Integrating Sensor Data and Smart Controls
Modern pools increasingly rely on IoT sensors to measure temperature, humidity, and wind. Integrating these sensors into building automation systems enables dynamic control. For example, when wind gusts exceed a threshold, the system can automatically deploy covers or temporarily raise heater output to maintain comfort. Data logging also reveals trends—if the overnight humidity consistently drops below 40 percent, you can plan for a higher baseline heating budget during that window.
Another advanced technique is to correlate heat loss with your facility’s energy bills. By comparing calculated BTU demand with gas or electric invoices, you can spot inefficiencies such as a miscalibrated heater or a cover that is not sealing correctly. Over time, the data informs capital decisions such as installing windbreaks, upgrading to variable-speed pumps that improve filtration turnover without exposing the water to excess air, or adding high-performance insulation to pool walls.
Best Practices for Mitigating Heat Loss
- Deploy covers whenever the pool is unoccupied. Even a 30-minute break in cover use can waste thousands of BTU.
- Install windbreaks. Fences, hedges, or architectural screens reduce convective coefficients and create microclimates.
- Monitor humidity. Indoors, dehumidifiers maintain humidity near 60 percent, balancing swimmer comfort and evaporation control.
- Schedule heating wisely. Preheat during low electricity rates or before sunrise when evaporative losses are slightly lower.
- Maintain water chemistry. Properly balanced water reduces scaling on heat exchangers, keeping efficiency high.
Using Authoritative Resources
The U.S. Department of Energy provides detailed guidance on pool covers and heating technologies, including performance metrics and rebate opportunities. Visit the ENERGY SAVER pool equipment hub for federal insights. For in-depth psychrometric data and design handbooks, the National Institute of Standards and Technology hosts research on vapor pressure and HVAC controls. Universities such as Penn State Extension also publish technical bulletins on pool energy management, offering community-scale case studies.
Case Study: Community Aquatic Center
A midwestern aquatic center operates a 75-foot lap pool with an average width of 45 feet and depth of 6 feet. Using the methods outlined here, the facility calculated a surface area of 3,375 square feet. During winter evenings, water temperature is held at 80 °F while air temperature falls to 68 °F with 45 percent humidity and negligible wind. Plugging data into the equations produced an evaporation rate of approximately 320,000 BTU/hr. The facility installed an automatic cover that cut the rate to 68,000 BTU/hr, yielding annual savings exceeding $30,000 in natural gas costs. This case underscores the high return on energy-saving measures when they align with calculated loss.
Bringing It All Together
Heat loss calculations are not academic exercises—they guide investments, staffing, maintenance, and swimmer experience. By pairing precise measurement with practical mitigation tactics, you can slash heating bills without sacrificing comfort. Start with accurate dimensions and reliable sensors, apply the equations consistently, and validate predictions with real energy data. As you refine the model, consider scenario planning: What happens if wind speed doubles? How does a new cover factor in? This disciplined approach supports both day-to-day operations and long-term capital planning for any pool environment.

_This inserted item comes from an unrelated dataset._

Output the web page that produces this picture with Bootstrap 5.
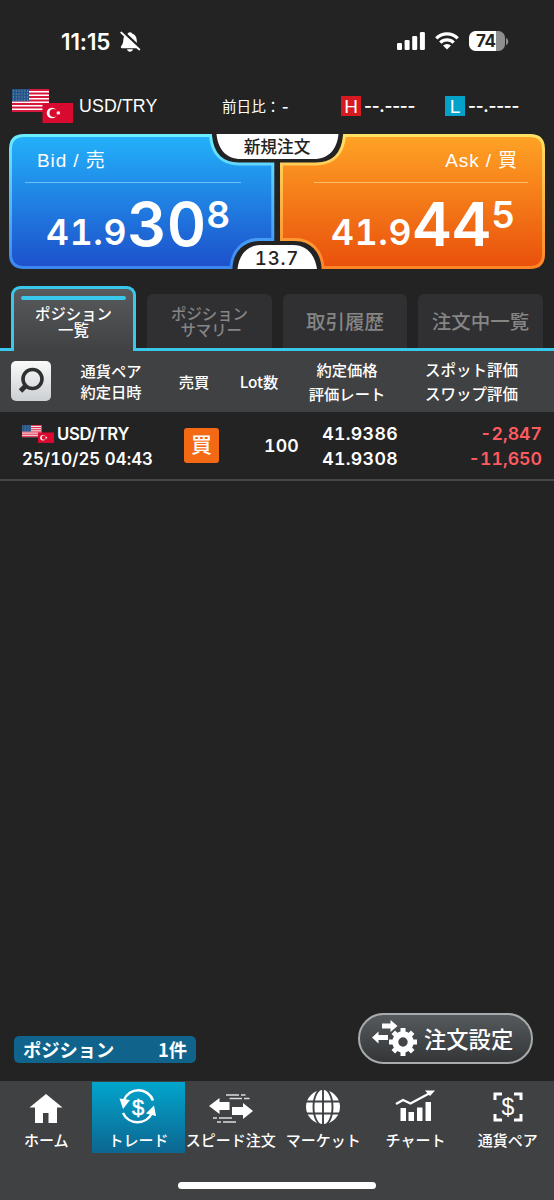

In short, calculating heat loss from a swimming pool empowers you to make data-driven decisions. With tools such as the calculator above, authoritative references from agencies like the Department of Energy, and smart operational practices, you can maintain luxurious water temperatures while keeping consumption in check. The combination of science and proactive management ensures your pool remains inviting, sustainable, and cost-effective year round.